Task statement: Starting at the first line of the entries below, restate each line exactly until you reach the line with "import React from", and print that one too. Leave the pictures out and stop there.

* Start Exercise material *

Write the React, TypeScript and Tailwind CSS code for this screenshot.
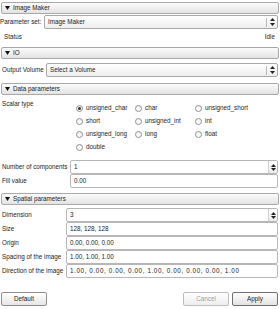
import React from "react";

function Header({ title }: { title: string }) {
  return (
    <div className="mx-[1px] flex h-[12px] items-center gap-[3px] rounded-[2px] border border-[#a9a9a9] bg-gradient-to-b from-[#fbfbfb] to-[#e3e3e3] pl-[3px]">
      <svg width="5" height="4" viewBox="0 0 5 4">
        <path d="M0 0h5L2.5 4z" fill="#111" />
      </svg>
      <span>{title}</span>
    </div>
  );
}

function UpDown() {
  return (
    <svg width="5" height="8" viewBox="0 0 5 8">
      <path d="M0 3h5L2.5 0z" fill="#222" />
      <path d="M0 5h5L2.5 8z" fill="#222" />
    </svg>
  );
}

function Combo({ value }: { value: string }) {
  return (
    <div className="flex h-full flex-1 items-center rounded-[2px] border border-[#a8a8a8] bg-gradient-to-b from-white to-[#eeeeee]">
      <span className="flex-1 pl-[3px]">{value}</span>
      <div className="h-[9px] w-px bg-[#b8b8b8]" />
      <div className="flex w-[10px] justify-center">
        <UpDown />
      </div>
    </div>
  );
}

function Field({
  value,
  spin,
  wide,
}: {
  value: string;
  spin?: boolean;
  wide?: boolean;
}) {
  return (
    <div className="flex h-full min-w-0 flex-1 items-center rounded-[2px] border border-[#b7b7b7] bg-white">
      <span
        className={`flex-1 whitespace-nowrap pl-[3px] ${wide ? "tracking-[0.6px]" : ""}`}
      >
        {value}
      </span>
      {spin && (
        <div className="flex h-full w-[9px] flex-col items-center justify-center gap-[1px] border-l border-[#d0d0d0] bg-gradient-to-b from-white to-[#ececec]">
          <svg width="5" height="3" viewBox="0 0 5 3">
            <path d="M0 3h5L2.5 0z" fill="#222" />
          </svg>
          <svg width="5" height="3" viewBox="0 0 5 3">
            <path d="M0 0h5L2.5 3z" fill="#222" />
          </svg>
        </div>
      )}
    </div>
  );
}

function Row({
  label,
  labelW,
  children,
}: {
  label: string;
  labelW: string;
  children: React.ReactNode;
}) {
  return (
    <div className="flex h-[14px] items-center pr-[2px]">
      <div className={`${labelW} shrink-0 whitespace-nowrap pl-[2px]`}>{label}</div>
      {children}
    </div>
  );
}

function Radio({ label, checked }: { label: string; checked?: boolean }) {
  return (
    <div className="flex h-[13px] items-center gap-[3px]">
      <div className="flex h-[7px] w-[7px] items-center justify-center rounded-full border border-[#8f8f8f] bg-gradient-to-b from-[#f2f2f2] to-white">
        {checked && <div className="h-[3px] w-[3px] rounded-full bg-[#333]" />}
      </div>
      <span>{label}</span>
    </div>
  );
}

export default function App() {
  const scalars = [
    "unsigned_char",
    "char",
    "unsigned_short",
    "short",
    "unsigned_int",
    "int",
    "unsigned_long",
    "long",
    "float",
    "double",
  ];

  return (
    <div className="h-[309px] w-[280px] overflow-hidden bg-white pt-[2px] font-['Liberation_Sans',Arial,sans-serif] text-[6.3px] leading-none text-[#1c1c1c]">
      <Header title="Image Maker" />

      <div className="mt-[1px] flex h-[14px] items-center pr-[2px]">
        <div className="w-[44px] shrink-0 whitespace-nowrap">Parameter set:</div>
        <Combo value="Image Maker" />
      </div>

      <div className="flex h-[16px] items-center justify-between pl-[4px] pr-[5px]">
        <span>Status</span>
        <span>Idle</span>
      </div>

      <div className="mt-[2px]">
        <Header title="IO" />
      </div>

      <div className="mt-[4px] flex h-[14px] items-center pr-[2px]">
        <div className="w-[46px] shrink-0 whitespace-nowrap pl-[2px]">Output Volume</div>
        <Combo value="Select a Volume" />
      </div>

      <div className="mt-[6px]">
        <Header title="Data parameters" />
      </div>

      <div className="mt-[5px] flex">
        <div className="w-[76px] pl-[2px] pt-[1px]">Scalar type</div>
        <div className="grid grid-cols-[59px_60px_1fr] pt-[2px]">
          {scalars.map((s, i) => (
            <Radio key={s} label={s} checked={i === 0} />
          ))}
        </div>
      </div>

      <div className="mt-[6px]">
        <Row label="Number of components" labelW="w-[70px]">
          <Field value="1" spin />
        </Row>
        <Row label="Fill value" labelW="w-[70px]">
          <Field value="0.00" />
        </Row>
      </div>

      <div className="mt-[5px]">
        <Header title="Spatial parameters" />
      </div>

      <div className="mt-[3px]">
        <Row label="Dimension" labelW="w-[66px]">
          <Field value="3" spin />
        </Row>
        <Row label="Size" labelW="w-[66px]">
          <Field value="128, 128, 128" />
        </Row>
        <Row label="Origin" labelW="w-[66px]">
          <Field value="0.00, 0.00, 0.00" />
        </Row>
        <Row label="Spacing of the image" labelW="w-[66px]">
          <Field value="1.00, 1.00, 1.00" />
        </Row>
        <Row label="Direction of the image" labelW="w-[66px]">
          <Field
            value="1.00, 0.00, 0.00, 0.00, 1.00, 0.00, 0.00, 0.00, 1.00"
            wide
          />
        </Row>
      </div>

      <div className="mt-[14px] flex h-[14px] items-stretch pl-[1px] pr-[2px]">
        <button className="w-[46px] rounded-[2px] border border-[#8d8d8d] bg-gradient-to-b from-white to-[#e6e6e6]">
          Default
        </button>
        <div className="flex-1" />
        <button className="w-[46px] rounded-[2px] border border-[#bdbdbd] bg-gradient-to-b from-white to-[#ededed] text-[#a0a0a0]">
          Cancel
        </button>
        <button className="ml-[3px] w-[46px] rounded-[2px] border border-[#6f6f6f] bg-gradient-to-b from-white to-[#e2e2e2]">
          Apply
        </button>
      </div>
    </div>
  );
}
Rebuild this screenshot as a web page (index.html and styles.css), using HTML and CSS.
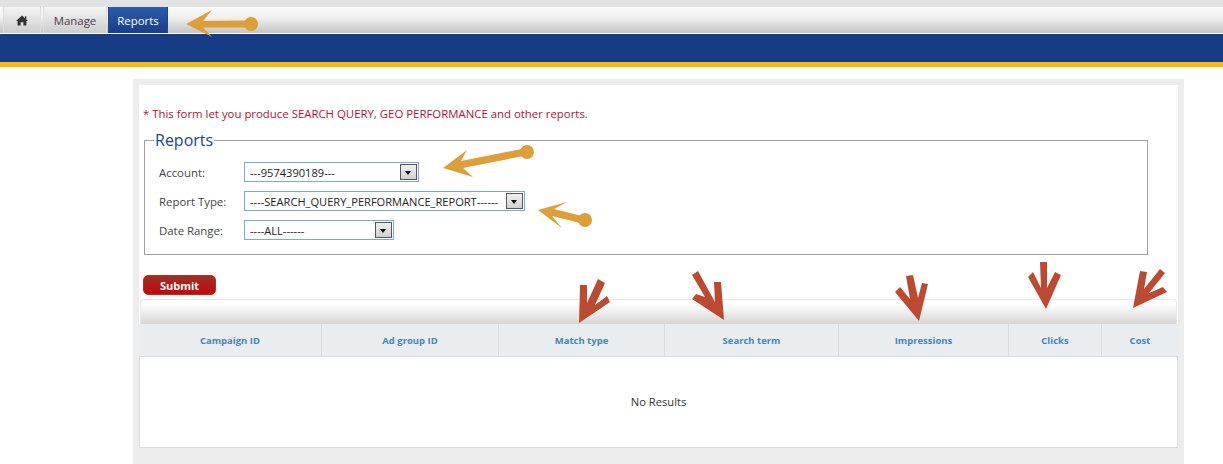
FILE: index.html
```html
<!DOCTYPE html>
<html lang="en">
<head>
<meta charset="utf-8">
<title>Reports</title>
<link rel="stylesheet" href="styles.css">
</head>
<body>
<header class="header">
  <div class="topstrip"></div>
  <nav class="nav">
    <a class="tab tab-home" aria-label="Home">
      <svg width="12" height="11" viewBox="0 0 12 11"><path d="M6 0.5 L9 3.2 V1.2 H10.3 V4.4 L12 6 H10.4 V10.5 H7.4 V7.2 H4.6 V10.5 H1.6 V6 H0 Z" fill="#333"/></svg>
    </a>
    <a class="tab tab-manage">Manage</a>
    <a class="tab tab-active">Reports</a>
  </nav>
  <div class="blueband"></div>
</header>
<main class="panel">
  <div class="inner">
    <p class="note">* This form let you produce SEARCH QUERY, GEO PERFORMANCE and other reports.</p>
    <fieldset class="box">
      <legend class="box-title">Reports</legend>
      <div class="row">
        <label class="label">Account:</label>
        <div class="select select-account"><span class="select-text">---9574390189---</span><span class="select-btn"></span></div>
      </div>
      <div class="row">
        <label class="label">Report Type:</label>
        <div class="select select-type"><span class="select-text">----SEARCH_QUERY_PERFORMANCE_REPORT------</span><span class="select-btn"></span></div>
      </div>
      <div class="row">
        <label class="label">Date Range:</label>
        <div class="select select-date"><span class="select-text">----ALL------</span><span class="select-btn"></span></div>
      </div>
    </fieldset>
    <button class="submit" type="button">Submit</button>
    <section class="results">
      <div class="results-bar"></div>
      <div class="thead">
        <div class="th">Campaign ID</div>
        <div class="th">Ad group ID</div>
        <div class="th">Match type</div>
        <div class="th">Search term</div>
        <div class="th">Impressions</div>
        <div class="th">Clicks</div>
        <div class="th">Cost</div>
      </div>
      <div class="tbody">No Results</div>
    </section>
  </div>
</main>
<svg class="overlay" width="1223" height="464" viewBox="0 0 1223 464" aria-hidden="true">
  <g class="gold">
    <polygon points="186,24 212,10 203,21 247,20.5 247,27.5 203,27.5 212,37"/>
    <circle cx="251" cy="24" r="7"/>
    <polygon points="443,168 467,150 461,161 524,148.5 526,155.5 463,168 473,177"/>
    <circle cx="527" cy="152" r="7"/>
    <polygon points="538,210 567,202 554,209 582,216 580,223 552,216 562,228"/>
    <circle cx="585" cy="220" r="7"/>
  </g>
  <g class="red">
    <polygon points="579,323 580,285 587,285 587,303 598,279 605,283 595,305 607,296 610,302"/>
    <polygon points="724,320 692,299 696,294 705,297 692,275 698,271 715,302 714,282 721,282"/>
    <polygon points="919,321 895,292 900,287 910,299 906,276 913,275 918,298 922,283 928,284"/>
    <polygon points="1046,309 1028,277 1033,272 1041,288 1040,262 1047,262 1047,288 1055,272 1061,275"/>
    <polygon points="1133,308 1140,271 1147,272 1144,289 1160,269 1165,273 1149,293 1163,287 1167,292"/>
  </g>
</svg>
</body>
</html>
```
FILE: styles.css
```css
* { box-sizing: border-box; }
html, body { margin: 0; padding: 0; }
body {
  position: relative;
  height: 464px;
  overflow: hidden;
  background: #fff;
  font-family: "Open Sans", "Noto Sans", sans-serif;
  font-size: 11px;
  color: #333;
}
.topstrip { height: 7px; background: #e2e2e2; }
.nav {
  display: flex;
  height: 27px;
  padding-left: 3px;
  background: linear-gradient(#fafafa, #f0f0f0 40%, #c4c4c4);
  border-bottom: 1px solid #fff;
}
.tab {
  display: flex;
  align-items: center;
  justify-content: center;
  height: 26px;
  margin-right: 1px;
  background: linear-gradient(#f4f4f4, #cdcdcd);
  border-left: 1px solid #ddd;
  border-right: 1px solid #ddd;
  color: #4a3b4a;
  font-size: 11.4px;
}
.tab-home { width: 38px; margin-right: 2px; }
.tab-manage { width: 64px; }
.tab-active {
  width: 60px;
  background: linear-gradient(#2c5cae, #1a3d88);
  border-color: #1f468f;
  color: #fff;
}
.blueband {
  height: 33px;
  background: #173b85;
  border-bottom: 5px solid #fbb900;
}
.panel {
  width: 1051px;
  height: 385px;
  margin: 12px 0 0 133px;
  padding: 6px 6px 0;
  background: #ededed;
}
.inner {
  height: 363px;
  background: #fff;
}
.note {
  margin: 0;
  padding: 20px 0 0 4px;
  height: 45px;
  color: #b80f35;
  font-size: 11.4px;
  line-height: 18px;
}
.box {
  width: 1004px;
  height: 125px;
  margin: 0 0 0 5px;
  padding: 0 0 0 14px;
  border: 1px solid #a0a0a0;
  display: flex;
  flex-direction: column;
}
.box-title {
  margin-left: -5px;
  padding: 0 1px 0 1px;
  color: #1a4390;
  font-size: 16px;
  line-height: 20px;
}
.row { display: flex; align-items: center; height: 20px; margin-bottom: 9px; }
.row:first-of-type { margin-top: 12px; }
.label { width: 85px; font-size: 11.4px; color: #444; }
.select {
  display: flex;
  align-items: center;
  height: 20px;
  padding: 0 1px 0 5px;
  border: 1px solid #7aa9d4;
  background: #fff;
  font-family: "Open Sans", sans-serif;
  font-size: 11.1px;
  color: #222;
}
.select-text { flex: 1; white-space: nowrap; }
.select-btn {
  position: relative;
  width: 17px;
  height: 16px;
  flex: none;
  background: linear-gradient(#f0f0f0, #d0d0d0);
  border: 1px solid #555;
}
.select-btn::after {
  content: "";
  position: absolute;
  left: 4px;
  top: 6px;
  border: 3.5px solid transparent;
  border-top: 4px solid #111;
  border-bottom: 0;
}
.select-account { width: 175px; }
.select-type { width: 281px; }
.select-date { width: 150px; }
.submit {
  display: block;
  width: 73px;
  height: 20px;
  margin: 20px 0 4px 4px;
  padding: 0;
  border: 1px solid #b5302a;
  border-radius: 5px;
  background: linear-gradient(#9c3029, #c90505);
  color: #fff;
  font-family: "Open Sans", sans-serif;
  font-size: 11px;
  font-weight: 700;
}
.results { width: 1039px; }
.results-bar {
  height: 25px;
  margin: 0 0 0 1px;
  width: 1037px;
  border: 1px solid #e8e8e8;
  border-bottom: 0;
  border-radius: 4px 4px 0 0;
  background: linear-gradient(#fff 15%, #d6d6d6);
}
.thead {
  display: grid;
  grid-template-columns: 183px 177px 166px 174px 170px 93px 76px;
  height: 33px;
  background: #e9edf0;
  border-bottom: 1px solid #d8dcdf;
}
.th {
  display: flex;
  align-items: center;
  justify-content: center;
  border-right: 1px solid #d8dcdf;
  color: #4b84ad;
  font-size: 9.5px;
  font-weight: 700;
}
.th:last-child { border-right: 0; }
.tbody {
  display: flex;
  align-items: center;
  justify-content: center;
  height: 91px;
  padding-bottom: 2px;
  border: 1px solid #dcdcdc;
  border-top: 0;
  color: #333;
  font-size: 11.2px;
}
.overlay { position: absolute; left: 0; top: 0; pointer-events: none; }
.gold { fill: #dd9f36; }
.red { fill: #bc4a30; }
```
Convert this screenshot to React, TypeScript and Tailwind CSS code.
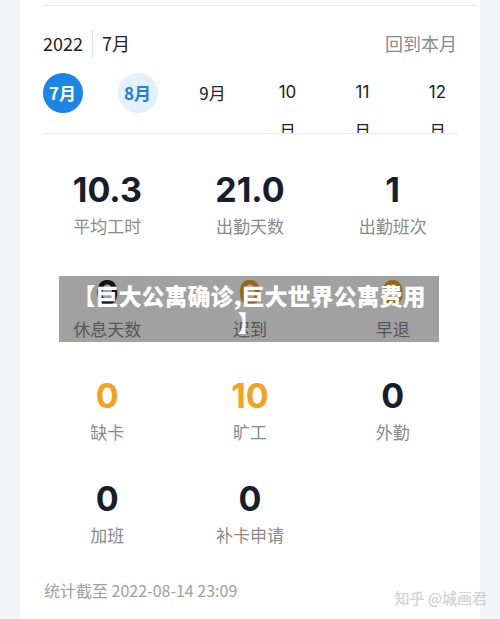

* End Exercise material *

Result of the exercise:
Write the React, TypeScript and Tailwind CSS code for this screenshot.
import React from "react";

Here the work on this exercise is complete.